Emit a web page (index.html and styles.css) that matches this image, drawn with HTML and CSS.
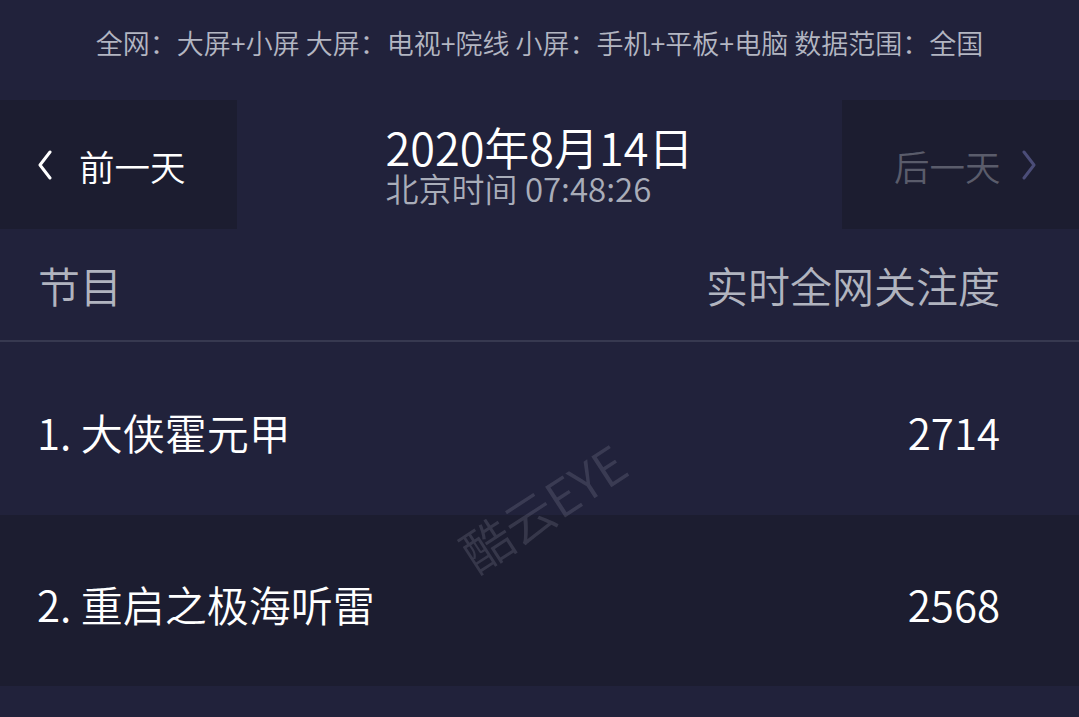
FILE: index.html
```html
<!DOCTYPE html>
<html lang="zh-CN">
<head>
<meta charset="utf-8">
<link rel="stylesheet" href="styles.css">
</head>
<body>
<div class="page">
  <div class="notice">全网：大屏+小屏 大屏：电视+院线 小屏：手机+平板+电脑 数据范围：全国</div>
  <div class="nav">
    <div class="nav-btn prev">
      <svg class="chev" width="16" height="30" viewBox="0 0 16 30"><polyline points="13,2 3,15 13,28" fill="none" stroke="#ffffff" stroke-width="3" stroke-linecap="round" stroke-linejoin="round"/></svg>
      <span>前一天</span>
    </div>
    <div class="date">
      <div class="date-main">2020年8月14日</div>
      <div class="date-sub">北京时间 07:48:26</div>
    </div>
    <div class="nav-btn next">
      <span>后一天</span>
      <svg class="chev" width="16" height="30" viewBox="0 0 16 30"><polyline points="3,2 13,15 3,28" fill="none" stroke="#4b4d78" stroke-width="3" stroke-linecap="round" stroke-linejoin="round"/></svg>
    </div>
  </div>
  <div class="thead">
    <span>节目</span>
    <span>实时全网关注度</span>
  </div>
  <div class="list">
    <div class="row">
      <span>1. 大侠霍元甲</span>
      <span>2714</span>
    </div>
    <div class="row alt">
      <span>2. 重启之极海听雷</span>
      <span>2568</span>
    </div>
    <div class="watermark">酷云EYE</div>
  </div>
</div>
</body>
</html>
```
FILE: styles.css
```css
html, body {
  margin: 0;
  padding: 0;
}
body {
  background: #21223b;
  font-family: "Noto Sans CJK SC", "Noto Sans", sans-serif;
  font-weight: 350;
  width: 1079px;
  height: 717px;
  overflow: hidden;
}
.page {
  display: flex;
  flex-direction: column;
}
.notice {
  height: 84px;
  margin-bottom: 16px;
  display: flex;
  align-items: center;
  justify-content: center;
  font-size: 27px;
  color: #b3b6c2;
  white-space: nowrap;
}
.nav {
  height: 129px;
  display: flex;
  justify-content: space-between;
  align-items: stretch;
}
.nav-btn {
  width: 237px;
  background: #1c1d30;
  display: flex;
  align-items: center;
  font-size: 35.5px;
}
.nav-btn.prev {
  padding-left: 37px;
  box-sizing: border-box;
  color: #ffffff;
  gap: 26px;
}
.nav-btn.next {
  padding-left: 52px;
  box-sizing: border-box;
  color: #5a5c6b;
  gap: 20px;
}
.nav-btn span {
  line-height: 1;
  padding-top: 2px;
}
.date {
  display: flex;
  flex-direction: column;
  align-items: flex-start;
  justify-content: center;
  padding-top: 0;
}
.date-main {
  font-size: 45px;
  line-height: 46px;
  color: #ffffff;
}
.date-sub {
  font-size: 33px;
  line-height: 36px;
  color: #a9adb9;
}
.thead {
  height: 111px;
  display: flex;
  justify-content: space-between;
  align-items: center;
  padding: 0 79px 0 38px;
  font-size: 42px;
  color: #b1b4bf;
  border-bottom: 2px solid #373950;
}
.list {
  position: relative;
}
.row {
  height: 173px;
  display: flex;
  justify-content: space-between;
  align-items: center;
  padding: 6px 79px 0 37px;
  box-sizing: border-box;
  font-size: 42px;
  color: #ffffff;
}
.row.alt {
  height: 171px;
  background: #1c1d30;
}
.watermark {
  position: absolute;
  left: 450px;
  top: 128px;
  font-size: 50px;
  color: rgba(150, 152, 170, 0.22);
  transform: rotate(-33deg);
  transform-origin: center;
  white-space: nowrap;
  pointer-events: none;
}
```
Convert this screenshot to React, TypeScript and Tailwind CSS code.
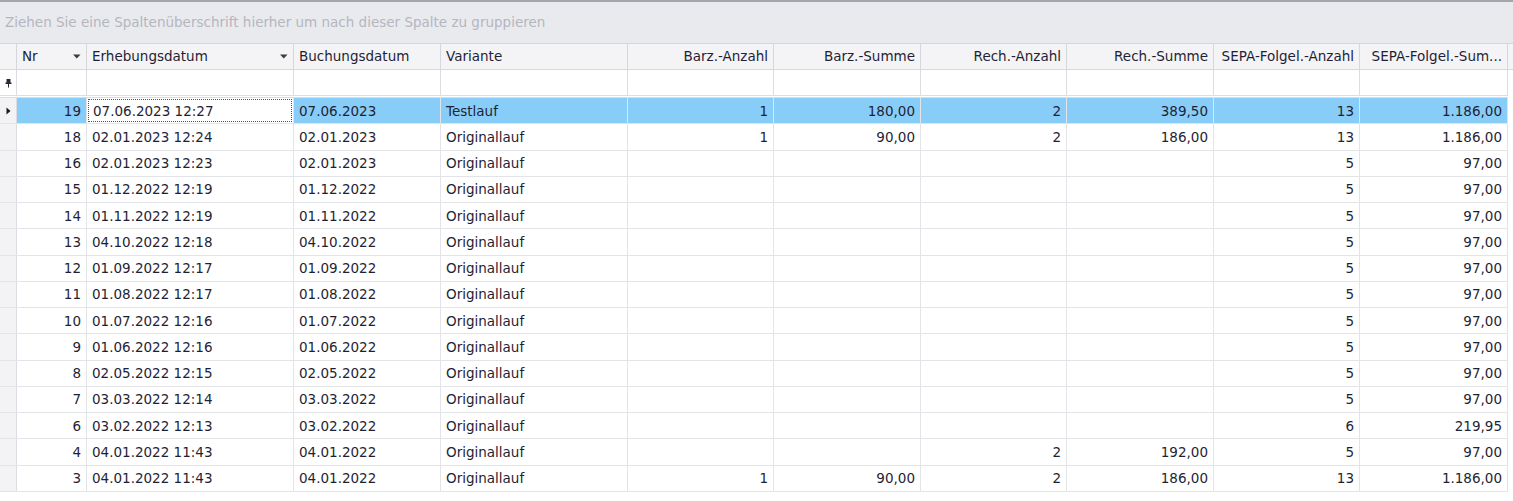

——

- Problem to work on -
Repeat each entry exactly. Pictures do not belong in the copy.

- Answer to this problem -
Emit a web page (index.html and styles.css) that matches this image, drawn with HTML and CSS.
FILE: index.html
```html
<!DOCTYPE html>
<html lang="zh-CN">
<head>
<meta charset="utf-8">
<link rel="stylesheet" href="styles.css">
</head>
<body>
<div class="page">
  <div class="notice">全网：大屏+小屏 大屏：电视+院线 小屏：手机+平板+电脑 数据范围：全国</div>
  <div class="nav">
    <div class="nav-btn prev">
      <svg class="chev" width="16" height="30" viewBox="0 0 16 30"><polyline points="13,2 3,15 13,28" fill="none" stroke="#ffffff" stroke-width="3" stroke-linecap="round" stroke-linejoin="round"/></svg>
      <span>前一天</span>
    </div>
    <div class="date">
      <div class="date-main">2020年8月14日</div>
      <div class="date-sub">北京时间 07:48:26</div>
    </div>
    <div class="nav-btn next">
      <span>后一天</span>
      <svg class="chev" width="16" height="30" viewBox="0 0 16 30"><polyline points="3,2 13,15 3,28" fill="none" stroke="#4b4d78" stroke-width="3" stroke-linecap="round" stroke-linejoin="round"/></svg>
    </div>
  </div>
  <div class="thead">
    <span>节目</span>
    <span>实时全网关注度</span>
  </div>
  <div class="list">
    <div class="row">
      <span>1. 大侠霍元甲</span>
      <span>2714</span>
    </div>
    <div class="row alt">
      <span>2. 重启之极海听雷</span>
      <span>2568</span>
    </div>
    <div class="watermark">酷云EYE</div>
  </div>
</div>
</body>
</html>
```
FILE: styles.css
```css
html, body {
  margin: 0;
  padding: 0;
}
body {
  background: #21223b;
  font-family: "Noto Sans CJK SC", "Noto Sans", sans-serif;
  font-weight: 350;
  width: 1079px;
  height: 717px;
  overflow: hidden;
}
.page {
  display: flex;
  flex-direction: column;
}
.notice {
  height: 84px;
  margin-bottom: 16px;
  display: flex;
  align-items: center;
  justify-content: center;
  font-size: 27px;
  color: #b3b6c2;
  white-space: nowrap;
}
.nav {
  height: 129px;
  display: flex;
  justify-content: space-between;
  align-items: stretch;
}
.nav-btn {
  width: 237px;
  background: #1c1d30;
  display: flex;
  align-items: center;
  font-size: 35.5px;
}
.nav-btn.prev {
  padding-left: 37px;
  box-sizing: border-box;
  color: #ffffff;
  gap: 26px;
}
.nav-btn.next {
  padding-left: 52px;
  box-sizing: border-box;
  color: #5a5c6b;
  gap: 20px;
}
.nav-btn span {
  line-height: 1;
  padding-top: 2px;
}
.date {
  display: flex;
  flex-direction: column;
  align-items: flex-start;
  justify-content: center;
  padding-top: 0;
}
.date-main {
  font-size: 45px;
  line-height: 46px;
  color: #ffffff;
}
.date-sub {
  font-size: 33px;
  line-height: 36px;
  color: #a9adb9;
}
.thead {
  height: 111px;
  display: flex;
  justify-content: space-between;
  align-items: center;
  padding: 0 79px 0 38px;
  font-size: 42px;
  color: #b1b4bf;
  border-bottom: 2px solid #373950;
}
.list {
  position: relative;
}
.row {
  height: 173px;
  display: flex;
  justify-content: space-between;
  align-items: center;
  padding: 6px 79px 0 37px;
  box-sizing: border-box;
  font-size: 42px;
  color: #ffffff;
}
.row.alt {
  height: 171px;
  background: #1c1d30;
}
.watermark {
  position: absolute;
  left: 450px;
  top: 128px;
  font-size: 50px;
  color: rgba(150, 152, 170, 0.22);
  transform: rotate(-33deg);
  transform-origin: center;
  white-space: nowrap;
  pointer-events: none;
}
```
Convert this screenshot to React, TypeScript and Tailwind CSS code.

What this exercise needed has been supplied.